The Senate on Wednesday approved a bill on Czech participation in foreign military missions until 2013. The bill envisages boosting the current Czech contingent in Afghanistan from the current 500 to around 720 next year and maintaining around 640 troops in 2012. Meanwhile, the Czech peace keeping force in Kosovo is being gradually withdrawn. The last Czech contingent has already returned leaving behind 92 soldiers to maintain a base should it be needed in emergencies. The debate on the government-proposed bill was intentionally brought forward so as to secure support for it in the upper chamber where the right wing Civic Democrats lost their majority in last weekend’s senate elections.

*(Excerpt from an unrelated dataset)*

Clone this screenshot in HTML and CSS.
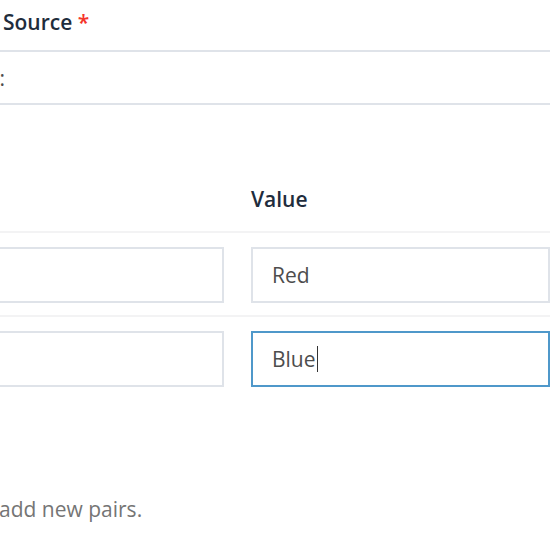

The lower house of Parliament on Wednesday approved a bill on the 2011 state budget in its first reading. Following the vote, in which the budget won support from 109 coalition MPs, Prime Minister Petr Nečas thanked the house for supporting the government’s reform drive and a responsible fiscal policy. The draft budget for 2011 envisages a public finance deficit of 135 billion crowns or 4.6 percent of gross domestic product. The acting head of the opposition Social Democrats Bohuslav Sobotka said his party would not try to hold up the bill’s passage through Parliament despite the fact that he considered it to be one of the worst draft budgets in the country’s history which would negatively impact growth in 2011. The bill needs to pass through three readings before going on to the Senate and being signed into law by the president. With its comfortable majority in the lower house the governing coalition has enough votes to push its through.
The Czech government considers the creation of mechanisms to secure fiscal
discipline within the EU a matter of the utmost importance, Prime Minister
Petr Nečas said on Wednesday. In connection with Thursday’s EU summit
Brussles, which is to debate fiscal policy, Mr. Nečas said the Czech
Republic supported the proposal by a European team of experts on enforcing
fiscal discipline and would strive for the summit to agree on clear
guidelines for solving future crisis in the Euro-zone. The Czech prime
minister noted that the euro´s stability was of key importance to Czechs
despite the fact that the country was not as yet a member of the
The Czech Republic recently supported Slovakia, a euro-zone member, in its refusal to contribute to a bail-out package for Greece, on the grounds that it would set a bad precedent.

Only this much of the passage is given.